= TASK INPUT =
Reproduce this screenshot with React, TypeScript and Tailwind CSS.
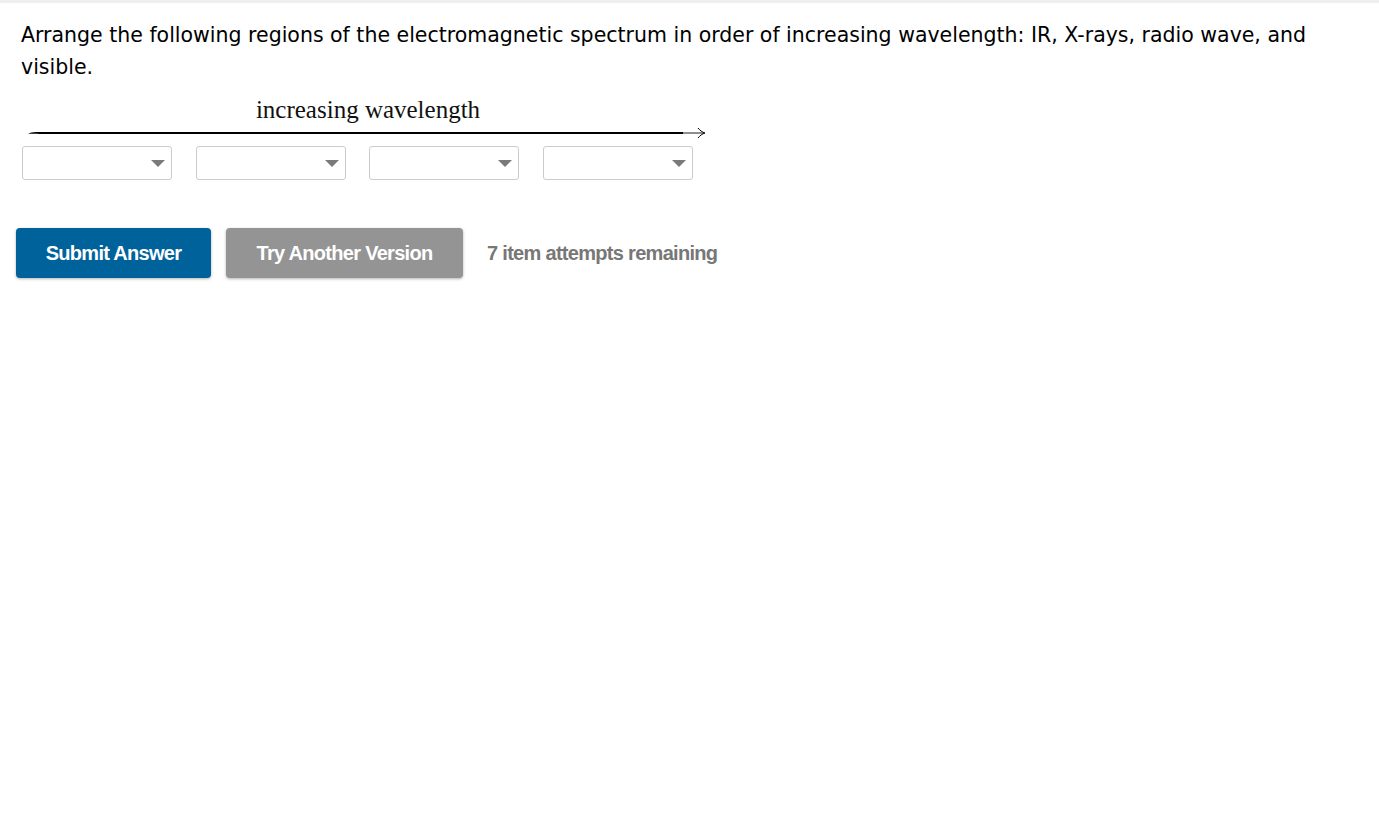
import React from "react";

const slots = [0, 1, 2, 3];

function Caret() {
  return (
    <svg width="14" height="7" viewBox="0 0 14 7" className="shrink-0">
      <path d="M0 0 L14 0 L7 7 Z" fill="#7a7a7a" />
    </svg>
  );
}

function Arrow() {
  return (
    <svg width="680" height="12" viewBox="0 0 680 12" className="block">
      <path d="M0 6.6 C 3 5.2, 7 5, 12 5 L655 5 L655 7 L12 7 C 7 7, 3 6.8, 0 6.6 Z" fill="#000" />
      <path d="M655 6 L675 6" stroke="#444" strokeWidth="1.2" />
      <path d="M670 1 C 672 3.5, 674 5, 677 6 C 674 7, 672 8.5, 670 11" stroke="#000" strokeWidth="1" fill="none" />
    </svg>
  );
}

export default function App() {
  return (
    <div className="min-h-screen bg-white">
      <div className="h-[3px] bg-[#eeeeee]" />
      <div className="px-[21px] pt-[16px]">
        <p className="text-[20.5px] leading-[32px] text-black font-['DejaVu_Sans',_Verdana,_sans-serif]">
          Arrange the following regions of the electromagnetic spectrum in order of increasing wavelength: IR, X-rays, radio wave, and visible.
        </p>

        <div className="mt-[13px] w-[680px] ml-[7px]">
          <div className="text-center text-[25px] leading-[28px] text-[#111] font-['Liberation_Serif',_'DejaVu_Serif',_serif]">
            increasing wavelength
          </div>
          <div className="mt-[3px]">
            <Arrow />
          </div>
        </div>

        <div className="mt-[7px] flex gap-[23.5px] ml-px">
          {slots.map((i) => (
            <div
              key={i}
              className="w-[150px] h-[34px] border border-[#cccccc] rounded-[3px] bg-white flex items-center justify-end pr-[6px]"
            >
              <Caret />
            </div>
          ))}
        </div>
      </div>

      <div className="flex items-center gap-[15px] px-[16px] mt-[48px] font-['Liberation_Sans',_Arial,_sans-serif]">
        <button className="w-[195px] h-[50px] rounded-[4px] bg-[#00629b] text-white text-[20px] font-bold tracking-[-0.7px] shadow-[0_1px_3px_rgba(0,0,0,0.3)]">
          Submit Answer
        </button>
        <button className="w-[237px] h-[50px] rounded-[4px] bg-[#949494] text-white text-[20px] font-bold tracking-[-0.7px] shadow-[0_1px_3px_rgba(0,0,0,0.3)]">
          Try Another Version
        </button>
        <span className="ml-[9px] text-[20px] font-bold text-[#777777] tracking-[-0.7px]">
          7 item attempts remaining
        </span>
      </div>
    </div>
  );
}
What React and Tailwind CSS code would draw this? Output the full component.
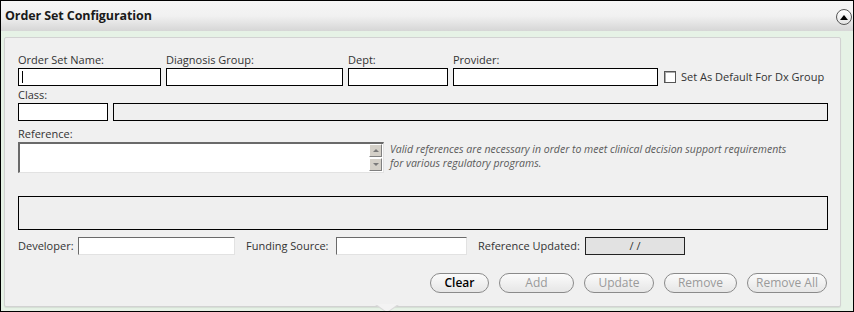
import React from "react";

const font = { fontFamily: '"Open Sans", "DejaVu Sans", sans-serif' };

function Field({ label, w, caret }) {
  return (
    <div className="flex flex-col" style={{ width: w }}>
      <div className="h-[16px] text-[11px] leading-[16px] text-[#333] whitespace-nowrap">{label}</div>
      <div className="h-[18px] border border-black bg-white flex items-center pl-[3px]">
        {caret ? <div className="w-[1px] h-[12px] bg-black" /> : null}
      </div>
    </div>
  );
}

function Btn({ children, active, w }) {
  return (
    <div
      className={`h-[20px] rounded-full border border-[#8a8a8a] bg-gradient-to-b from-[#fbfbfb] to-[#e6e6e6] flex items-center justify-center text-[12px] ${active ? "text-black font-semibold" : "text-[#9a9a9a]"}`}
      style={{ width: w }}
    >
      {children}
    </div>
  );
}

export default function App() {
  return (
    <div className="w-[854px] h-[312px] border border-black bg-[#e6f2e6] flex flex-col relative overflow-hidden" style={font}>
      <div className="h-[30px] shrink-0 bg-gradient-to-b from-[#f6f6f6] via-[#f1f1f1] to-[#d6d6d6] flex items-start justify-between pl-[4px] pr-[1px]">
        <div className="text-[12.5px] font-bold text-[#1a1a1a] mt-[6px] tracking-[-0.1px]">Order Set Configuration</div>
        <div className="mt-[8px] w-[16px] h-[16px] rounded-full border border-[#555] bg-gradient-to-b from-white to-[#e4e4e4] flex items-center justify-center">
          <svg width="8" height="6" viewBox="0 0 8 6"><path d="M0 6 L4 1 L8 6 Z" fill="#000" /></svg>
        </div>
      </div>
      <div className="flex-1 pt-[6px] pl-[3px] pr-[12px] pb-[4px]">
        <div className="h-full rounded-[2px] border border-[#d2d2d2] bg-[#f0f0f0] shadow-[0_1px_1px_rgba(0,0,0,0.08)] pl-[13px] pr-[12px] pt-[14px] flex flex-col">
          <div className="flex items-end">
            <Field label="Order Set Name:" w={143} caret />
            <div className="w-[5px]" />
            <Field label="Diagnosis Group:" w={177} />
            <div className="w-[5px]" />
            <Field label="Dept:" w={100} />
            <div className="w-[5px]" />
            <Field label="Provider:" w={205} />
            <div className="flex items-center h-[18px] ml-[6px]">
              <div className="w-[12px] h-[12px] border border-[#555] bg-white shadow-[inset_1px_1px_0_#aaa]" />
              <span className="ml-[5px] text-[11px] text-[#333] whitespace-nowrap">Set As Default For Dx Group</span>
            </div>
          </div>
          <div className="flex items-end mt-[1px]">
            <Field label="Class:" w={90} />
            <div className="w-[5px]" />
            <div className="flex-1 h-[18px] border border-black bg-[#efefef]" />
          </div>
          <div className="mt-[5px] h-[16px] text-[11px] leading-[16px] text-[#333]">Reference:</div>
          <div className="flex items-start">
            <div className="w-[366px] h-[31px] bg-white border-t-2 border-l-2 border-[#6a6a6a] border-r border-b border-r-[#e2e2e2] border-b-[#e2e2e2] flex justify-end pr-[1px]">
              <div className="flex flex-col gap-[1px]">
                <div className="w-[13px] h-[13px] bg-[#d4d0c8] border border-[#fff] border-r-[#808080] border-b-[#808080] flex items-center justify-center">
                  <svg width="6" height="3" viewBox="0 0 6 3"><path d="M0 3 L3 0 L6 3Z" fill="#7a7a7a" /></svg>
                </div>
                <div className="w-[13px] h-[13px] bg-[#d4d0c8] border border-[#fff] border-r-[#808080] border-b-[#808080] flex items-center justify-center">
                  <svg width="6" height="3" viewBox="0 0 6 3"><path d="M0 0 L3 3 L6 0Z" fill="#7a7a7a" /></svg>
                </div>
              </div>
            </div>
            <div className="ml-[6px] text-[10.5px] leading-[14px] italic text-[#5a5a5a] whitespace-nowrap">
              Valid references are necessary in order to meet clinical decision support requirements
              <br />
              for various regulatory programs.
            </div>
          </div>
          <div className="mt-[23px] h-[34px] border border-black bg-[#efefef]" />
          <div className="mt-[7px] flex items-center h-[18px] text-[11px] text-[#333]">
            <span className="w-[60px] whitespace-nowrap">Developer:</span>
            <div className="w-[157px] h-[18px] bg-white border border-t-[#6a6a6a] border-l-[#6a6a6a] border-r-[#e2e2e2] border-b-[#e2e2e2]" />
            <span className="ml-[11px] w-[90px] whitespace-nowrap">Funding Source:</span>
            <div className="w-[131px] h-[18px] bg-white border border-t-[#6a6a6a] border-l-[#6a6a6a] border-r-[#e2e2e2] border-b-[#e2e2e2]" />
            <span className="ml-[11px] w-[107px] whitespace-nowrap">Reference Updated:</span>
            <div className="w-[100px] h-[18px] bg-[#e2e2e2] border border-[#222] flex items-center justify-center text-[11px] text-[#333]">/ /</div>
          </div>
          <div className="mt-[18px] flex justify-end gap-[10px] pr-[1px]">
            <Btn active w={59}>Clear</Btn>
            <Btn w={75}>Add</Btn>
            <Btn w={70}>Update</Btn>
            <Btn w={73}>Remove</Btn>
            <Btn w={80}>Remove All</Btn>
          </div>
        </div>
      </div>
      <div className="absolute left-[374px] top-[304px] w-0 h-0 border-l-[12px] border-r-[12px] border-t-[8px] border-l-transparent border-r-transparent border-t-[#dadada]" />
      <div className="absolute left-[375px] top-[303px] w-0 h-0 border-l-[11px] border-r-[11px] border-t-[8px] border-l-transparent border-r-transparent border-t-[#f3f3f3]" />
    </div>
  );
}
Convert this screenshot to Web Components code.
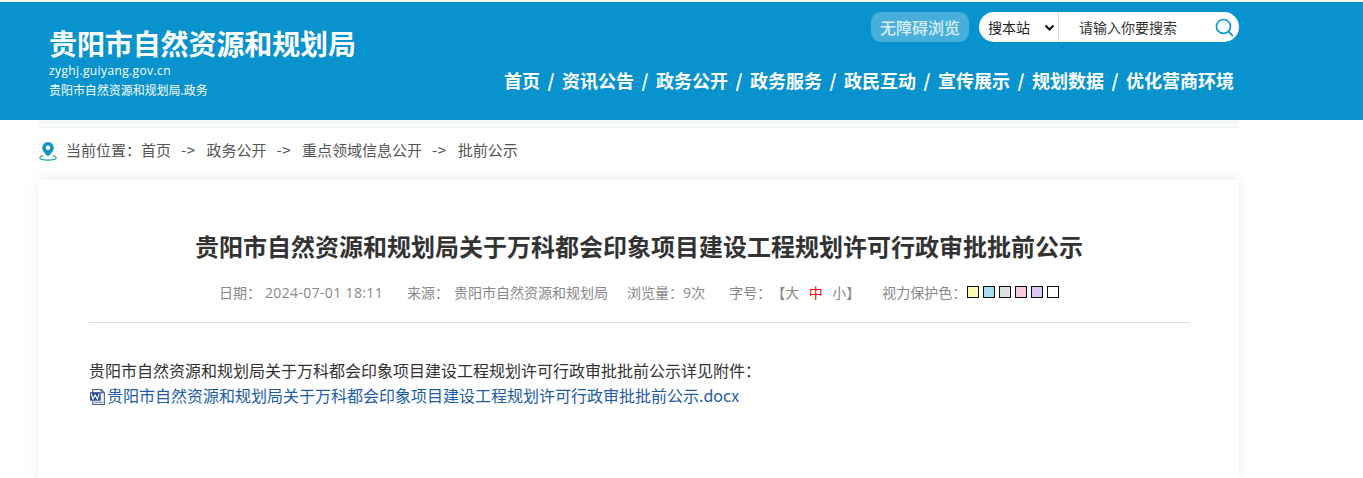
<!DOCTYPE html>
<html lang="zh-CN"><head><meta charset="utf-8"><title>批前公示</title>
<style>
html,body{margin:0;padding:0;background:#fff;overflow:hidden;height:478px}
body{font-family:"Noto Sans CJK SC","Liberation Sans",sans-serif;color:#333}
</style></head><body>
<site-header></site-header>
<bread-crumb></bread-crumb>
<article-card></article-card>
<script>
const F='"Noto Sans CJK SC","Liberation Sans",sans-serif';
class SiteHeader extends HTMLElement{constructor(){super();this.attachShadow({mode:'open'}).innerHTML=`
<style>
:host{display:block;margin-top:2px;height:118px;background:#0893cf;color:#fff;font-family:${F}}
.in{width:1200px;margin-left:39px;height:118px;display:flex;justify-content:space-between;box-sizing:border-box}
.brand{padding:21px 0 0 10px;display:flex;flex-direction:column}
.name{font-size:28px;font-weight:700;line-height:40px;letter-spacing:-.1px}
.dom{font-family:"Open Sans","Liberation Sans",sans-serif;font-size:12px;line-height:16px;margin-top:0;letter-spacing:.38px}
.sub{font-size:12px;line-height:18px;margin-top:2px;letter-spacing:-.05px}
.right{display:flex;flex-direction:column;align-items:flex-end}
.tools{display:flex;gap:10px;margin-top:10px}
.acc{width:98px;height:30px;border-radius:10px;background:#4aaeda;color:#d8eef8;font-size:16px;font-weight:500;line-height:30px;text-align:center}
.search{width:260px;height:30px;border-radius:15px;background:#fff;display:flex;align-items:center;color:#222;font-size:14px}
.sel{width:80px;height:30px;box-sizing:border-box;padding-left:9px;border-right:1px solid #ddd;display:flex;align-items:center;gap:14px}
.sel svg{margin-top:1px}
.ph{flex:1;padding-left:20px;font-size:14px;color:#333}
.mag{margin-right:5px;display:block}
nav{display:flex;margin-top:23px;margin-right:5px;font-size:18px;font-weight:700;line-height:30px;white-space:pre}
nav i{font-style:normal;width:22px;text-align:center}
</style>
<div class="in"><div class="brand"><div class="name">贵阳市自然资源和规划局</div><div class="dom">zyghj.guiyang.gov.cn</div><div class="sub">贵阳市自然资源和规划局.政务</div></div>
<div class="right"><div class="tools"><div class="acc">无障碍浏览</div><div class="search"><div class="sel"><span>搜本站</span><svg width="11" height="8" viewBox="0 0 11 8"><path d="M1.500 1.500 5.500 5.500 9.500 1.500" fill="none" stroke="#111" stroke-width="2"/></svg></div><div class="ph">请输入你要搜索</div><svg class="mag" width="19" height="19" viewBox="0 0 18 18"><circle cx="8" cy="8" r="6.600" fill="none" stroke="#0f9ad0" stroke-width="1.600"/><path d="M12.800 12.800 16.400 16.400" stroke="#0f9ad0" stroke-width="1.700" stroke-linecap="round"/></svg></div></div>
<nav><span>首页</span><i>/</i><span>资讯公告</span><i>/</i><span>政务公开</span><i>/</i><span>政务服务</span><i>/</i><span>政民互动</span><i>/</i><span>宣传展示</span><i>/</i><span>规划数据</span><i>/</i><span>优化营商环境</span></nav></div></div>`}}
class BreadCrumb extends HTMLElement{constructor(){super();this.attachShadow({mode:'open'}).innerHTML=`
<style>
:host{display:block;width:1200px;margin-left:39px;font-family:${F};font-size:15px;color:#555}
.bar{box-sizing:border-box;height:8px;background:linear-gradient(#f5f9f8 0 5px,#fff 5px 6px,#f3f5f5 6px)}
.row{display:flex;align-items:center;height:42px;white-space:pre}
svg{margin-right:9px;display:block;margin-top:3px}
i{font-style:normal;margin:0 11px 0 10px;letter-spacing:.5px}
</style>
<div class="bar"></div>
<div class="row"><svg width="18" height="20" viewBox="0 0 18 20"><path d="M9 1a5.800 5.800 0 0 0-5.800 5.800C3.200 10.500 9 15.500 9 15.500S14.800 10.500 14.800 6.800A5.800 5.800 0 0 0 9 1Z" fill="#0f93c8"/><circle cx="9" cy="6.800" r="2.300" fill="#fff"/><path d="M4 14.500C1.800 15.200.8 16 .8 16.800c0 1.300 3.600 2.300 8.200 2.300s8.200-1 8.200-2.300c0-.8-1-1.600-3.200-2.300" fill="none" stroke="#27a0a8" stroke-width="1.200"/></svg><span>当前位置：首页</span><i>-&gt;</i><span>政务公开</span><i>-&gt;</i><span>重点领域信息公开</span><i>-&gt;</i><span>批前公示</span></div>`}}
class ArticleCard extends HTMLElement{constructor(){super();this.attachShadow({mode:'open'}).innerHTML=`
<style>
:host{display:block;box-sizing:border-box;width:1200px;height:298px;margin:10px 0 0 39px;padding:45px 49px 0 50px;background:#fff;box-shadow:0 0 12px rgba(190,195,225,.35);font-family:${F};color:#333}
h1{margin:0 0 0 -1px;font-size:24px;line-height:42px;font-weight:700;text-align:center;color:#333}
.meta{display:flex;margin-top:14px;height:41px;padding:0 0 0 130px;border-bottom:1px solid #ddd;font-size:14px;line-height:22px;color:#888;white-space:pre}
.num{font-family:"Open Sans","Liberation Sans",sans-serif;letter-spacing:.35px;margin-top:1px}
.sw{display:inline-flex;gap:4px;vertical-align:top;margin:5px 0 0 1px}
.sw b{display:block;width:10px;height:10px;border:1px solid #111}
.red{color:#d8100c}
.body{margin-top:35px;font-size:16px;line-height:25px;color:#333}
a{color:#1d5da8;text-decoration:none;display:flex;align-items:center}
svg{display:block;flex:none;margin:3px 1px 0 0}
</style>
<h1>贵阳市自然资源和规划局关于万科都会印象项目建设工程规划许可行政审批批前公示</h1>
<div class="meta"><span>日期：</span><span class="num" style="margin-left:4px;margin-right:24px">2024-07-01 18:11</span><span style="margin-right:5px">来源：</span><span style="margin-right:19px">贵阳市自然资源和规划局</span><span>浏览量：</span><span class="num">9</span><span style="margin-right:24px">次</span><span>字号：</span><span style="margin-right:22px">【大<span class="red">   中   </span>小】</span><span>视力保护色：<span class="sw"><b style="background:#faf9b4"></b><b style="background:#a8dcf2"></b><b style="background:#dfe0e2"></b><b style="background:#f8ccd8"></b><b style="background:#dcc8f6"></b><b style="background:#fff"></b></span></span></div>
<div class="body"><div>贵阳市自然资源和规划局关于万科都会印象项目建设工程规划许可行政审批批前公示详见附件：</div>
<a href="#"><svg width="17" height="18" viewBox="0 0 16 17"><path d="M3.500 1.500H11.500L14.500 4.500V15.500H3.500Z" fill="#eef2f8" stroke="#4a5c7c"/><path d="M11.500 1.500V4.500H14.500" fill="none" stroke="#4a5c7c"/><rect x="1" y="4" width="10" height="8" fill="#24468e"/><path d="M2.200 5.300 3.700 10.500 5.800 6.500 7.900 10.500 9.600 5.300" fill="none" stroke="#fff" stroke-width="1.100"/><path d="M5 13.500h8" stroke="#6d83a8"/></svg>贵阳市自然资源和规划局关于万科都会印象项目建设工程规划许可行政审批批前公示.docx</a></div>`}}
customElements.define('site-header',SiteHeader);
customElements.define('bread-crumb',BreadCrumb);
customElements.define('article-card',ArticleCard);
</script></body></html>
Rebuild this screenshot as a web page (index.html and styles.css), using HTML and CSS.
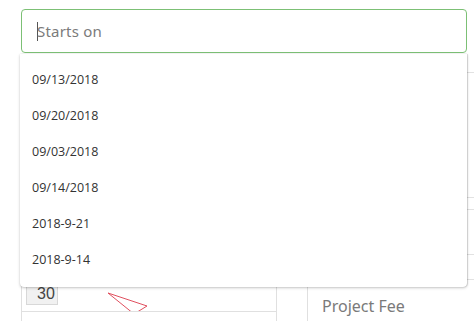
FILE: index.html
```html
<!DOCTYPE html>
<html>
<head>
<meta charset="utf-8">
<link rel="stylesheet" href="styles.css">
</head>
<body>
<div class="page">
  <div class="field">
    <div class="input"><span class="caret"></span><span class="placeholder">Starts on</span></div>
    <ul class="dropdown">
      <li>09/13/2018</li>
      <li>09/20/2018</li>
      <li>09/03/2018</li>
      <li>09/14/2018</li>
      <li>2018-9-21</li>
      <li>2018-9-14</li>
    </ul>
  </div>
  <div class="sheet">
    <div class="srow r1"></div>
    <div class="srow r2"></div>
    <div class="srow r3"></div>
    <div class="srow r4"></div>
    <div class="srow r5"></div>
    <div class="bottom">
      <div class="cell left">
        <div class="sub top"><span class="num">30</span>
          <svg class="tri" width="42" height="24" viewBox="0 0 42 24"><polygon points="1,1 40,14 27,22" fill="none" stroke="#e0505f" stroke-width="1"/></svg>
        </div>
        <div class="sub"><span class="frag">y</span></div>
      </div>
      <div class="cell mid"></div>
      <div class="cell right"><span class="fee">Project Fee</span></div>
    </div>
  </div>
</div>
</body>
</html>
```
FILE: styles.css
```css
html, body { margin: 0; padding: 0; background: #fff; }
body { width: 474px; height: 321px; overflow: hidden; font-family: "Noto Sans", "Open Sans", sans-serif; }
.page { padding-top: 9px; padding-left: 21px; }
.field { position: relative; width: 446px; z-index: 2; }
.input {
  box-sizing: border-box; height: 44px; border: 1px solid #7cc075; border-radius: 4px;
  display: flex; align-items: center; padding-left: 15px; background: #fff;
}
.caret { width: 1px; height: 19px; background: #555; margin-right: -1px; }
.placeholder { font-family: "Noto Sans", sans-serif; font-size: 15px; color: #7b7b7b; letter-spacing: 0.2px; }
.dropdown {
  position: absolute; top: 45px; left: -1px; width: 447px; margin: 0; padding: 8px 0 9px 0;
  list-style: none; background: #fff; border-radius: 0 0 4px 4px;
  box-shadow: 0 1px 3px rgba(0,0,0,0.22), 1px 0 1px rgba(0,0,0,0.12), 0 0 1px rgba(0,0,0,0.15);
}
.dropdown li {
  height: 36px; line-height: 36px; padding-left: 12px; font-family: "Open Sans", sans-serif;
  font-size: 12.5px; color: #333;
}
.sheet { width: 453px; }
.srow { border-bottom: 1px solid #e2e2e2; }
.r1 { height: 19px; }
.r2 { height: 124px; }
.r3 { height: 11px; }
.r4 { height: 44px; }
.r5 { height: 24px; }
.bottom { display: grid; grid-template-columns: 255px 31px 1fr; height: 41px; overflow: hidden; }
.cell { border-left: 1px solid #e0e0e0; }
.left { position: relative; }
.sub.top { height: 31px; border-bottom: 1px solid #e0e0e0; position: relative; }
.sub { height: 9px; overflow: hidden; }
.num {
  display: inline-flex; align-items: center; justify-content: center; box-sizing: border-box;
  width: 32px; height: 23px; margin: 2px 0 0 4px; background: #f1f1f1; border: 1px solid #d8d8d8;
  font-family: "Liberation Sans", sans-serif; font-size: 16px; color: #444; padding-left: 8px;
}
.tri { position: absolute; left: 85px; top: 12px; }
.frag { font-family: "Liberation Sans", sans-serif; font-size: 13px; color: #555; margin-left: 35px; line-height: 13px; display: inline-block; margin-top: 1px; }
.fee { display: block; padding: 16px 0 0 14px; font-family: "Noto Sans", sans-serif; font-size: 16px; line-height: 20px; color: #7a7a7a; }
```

= AIM =
Please restate the material above line by line, exactly, beginning at its first line and ending with the line that contains "const slots = [0, 1, 2, 3];", without any pictures.

= SOLUTION TO THIS TASK =
Reproduce this screenshot with React, TypeScript and Tailwind CSS.
import React from "react";

const slots = [0, 1, 2, 3];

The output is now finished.